**Exercise objective:**
Find each line with the string "this" and copy it.

**Data extract:**
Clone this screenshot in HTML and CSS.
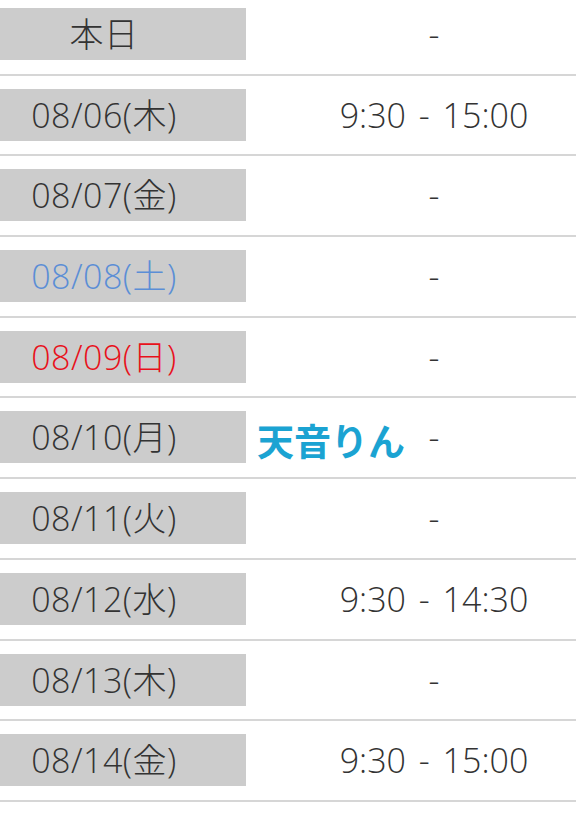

* * *

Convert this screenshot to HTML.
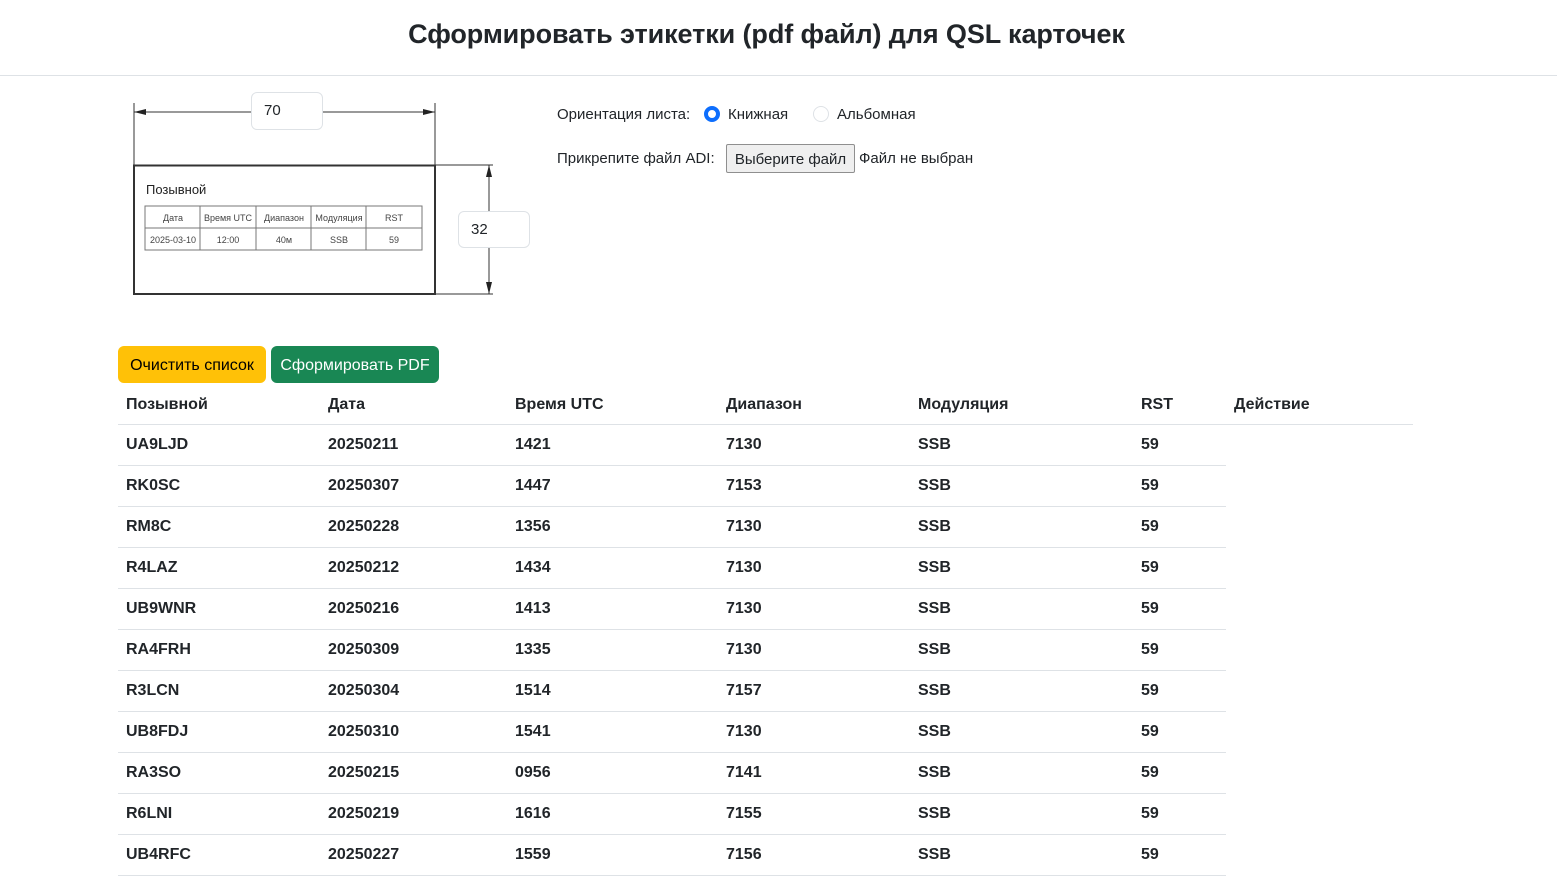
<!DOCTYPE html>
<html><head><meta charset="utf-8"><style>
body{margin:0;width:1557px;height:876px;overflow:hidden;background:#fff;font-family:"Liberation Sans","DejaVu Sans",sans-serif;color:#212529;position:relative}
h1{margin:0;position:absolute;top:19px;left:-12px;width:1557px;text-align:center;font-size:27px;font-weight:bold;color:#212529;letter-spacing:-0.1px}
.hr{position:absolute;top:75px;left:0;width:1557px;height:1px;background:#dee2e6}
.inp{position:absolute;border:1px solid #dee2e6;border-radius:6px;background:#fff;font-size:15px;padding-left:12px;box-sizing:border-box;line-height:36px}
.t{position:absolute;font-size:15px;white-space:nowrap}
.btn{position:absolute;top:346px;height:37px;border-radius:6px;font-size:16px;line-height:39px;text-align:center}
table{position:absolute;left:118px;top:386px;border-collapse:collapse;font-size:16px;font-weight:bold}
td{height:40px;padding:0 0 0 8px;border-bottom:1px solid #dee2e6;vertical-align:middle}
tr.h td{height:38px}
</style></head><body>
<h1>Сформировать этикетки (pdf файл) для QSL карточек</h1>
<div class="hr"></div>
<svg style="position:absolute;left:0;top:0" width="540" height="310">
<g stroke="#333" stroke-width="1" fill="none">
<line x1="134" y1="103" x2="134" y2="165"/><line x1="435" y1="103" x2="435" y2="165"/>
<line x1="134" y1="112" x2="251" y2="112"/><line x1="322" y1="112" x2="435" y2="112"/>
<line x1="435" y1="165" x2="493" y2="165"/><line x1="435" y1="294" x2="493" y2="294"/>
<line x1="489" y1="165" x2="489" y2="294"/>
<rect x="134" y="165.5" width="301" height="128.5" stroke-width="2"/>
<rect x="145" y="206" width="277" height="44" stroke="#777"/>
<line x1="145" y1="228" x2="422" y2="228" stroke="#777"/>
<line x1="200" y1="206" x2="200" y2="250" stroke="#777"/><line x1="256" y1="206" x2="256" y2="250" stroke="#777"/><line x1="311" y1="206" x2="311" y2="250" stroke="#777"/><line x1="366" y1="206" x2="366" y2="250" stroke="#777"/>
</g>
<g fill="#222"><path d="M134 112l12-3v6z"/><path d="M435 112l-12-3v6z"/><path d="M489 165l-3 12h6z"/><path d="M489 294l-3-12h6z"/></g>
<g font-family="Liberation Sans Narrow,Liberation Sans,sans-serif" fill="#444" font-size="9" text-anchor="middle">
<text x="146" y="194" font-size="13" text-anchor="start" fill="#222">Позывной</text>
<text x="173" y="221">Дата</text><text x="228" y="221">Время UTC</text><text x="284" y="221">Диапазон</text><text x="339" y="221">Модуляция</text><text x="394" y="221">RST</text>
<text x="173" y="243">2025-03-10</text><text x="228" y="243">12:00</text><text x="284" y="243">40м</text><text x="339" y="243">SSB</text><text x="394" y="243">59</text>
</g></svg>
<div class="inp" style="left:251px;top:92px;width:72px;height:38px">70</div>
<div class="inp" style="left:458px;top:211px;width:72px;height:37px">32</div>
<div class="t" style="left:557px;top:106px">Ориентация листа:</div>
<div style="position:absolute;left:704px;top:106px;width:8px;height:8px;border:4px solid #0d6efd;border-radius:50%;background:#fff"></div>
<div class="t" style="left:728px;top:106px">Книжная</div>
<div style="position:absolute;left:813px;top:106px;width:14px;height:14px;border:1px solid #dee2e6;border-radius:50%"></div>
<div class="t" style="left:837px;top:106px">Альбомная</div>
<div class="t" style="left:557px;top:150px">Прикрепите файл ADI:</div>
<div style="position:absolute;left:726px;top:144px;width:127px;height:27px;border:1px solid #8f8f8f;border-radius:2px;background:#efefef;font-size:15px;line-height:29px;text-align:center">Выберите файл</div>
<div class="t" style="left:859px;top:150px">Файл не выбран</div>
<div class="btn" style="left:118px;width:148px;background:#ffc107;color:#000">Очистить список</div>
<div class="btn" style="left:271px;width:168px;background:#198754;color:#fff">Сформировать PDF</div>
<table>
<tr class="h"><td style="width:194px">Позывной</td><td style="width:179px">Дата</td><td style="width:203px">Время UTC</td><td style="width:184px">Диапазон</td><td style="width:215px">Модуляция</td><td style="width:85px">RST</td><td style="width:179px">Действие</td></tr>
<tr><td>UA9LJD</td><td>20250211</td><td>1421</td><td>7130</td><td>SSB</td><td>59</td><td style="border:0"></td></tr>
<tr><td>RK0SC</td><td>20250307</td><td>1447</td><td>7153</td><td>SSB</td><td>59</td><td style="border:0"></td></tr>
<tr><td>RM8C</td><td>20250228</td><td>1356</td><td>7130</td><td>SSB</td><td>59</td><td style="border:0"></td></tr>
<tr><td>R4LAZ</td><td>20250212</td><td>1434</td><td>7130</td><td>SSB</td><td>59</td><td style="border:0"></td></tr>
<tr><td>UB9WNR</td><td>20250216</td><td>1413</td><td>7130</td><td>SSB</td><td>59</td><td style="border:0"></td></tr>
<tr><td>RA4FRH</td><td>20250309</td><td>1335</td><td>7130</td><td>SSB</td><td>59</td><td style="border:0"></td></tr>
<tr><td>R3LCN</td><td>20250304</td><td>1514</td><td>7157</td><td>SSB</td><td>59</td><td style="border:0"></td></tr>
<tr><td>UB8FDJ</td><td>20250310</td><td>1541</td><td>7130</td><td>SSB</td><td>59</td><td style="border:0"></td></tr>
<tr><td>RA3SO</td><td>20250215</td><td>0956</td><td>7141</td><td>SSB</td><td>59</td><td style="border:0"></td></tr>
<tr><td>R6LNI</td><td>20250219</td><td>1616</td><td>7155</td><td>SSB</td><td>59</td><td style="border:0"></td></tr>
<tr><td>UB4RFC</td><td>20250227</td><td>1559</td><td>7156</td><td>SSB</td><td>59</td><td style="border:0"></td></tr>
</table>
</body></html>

**Result:**
Clone this screenshot in HTML and CSS.
Convert this screenshot to HTML.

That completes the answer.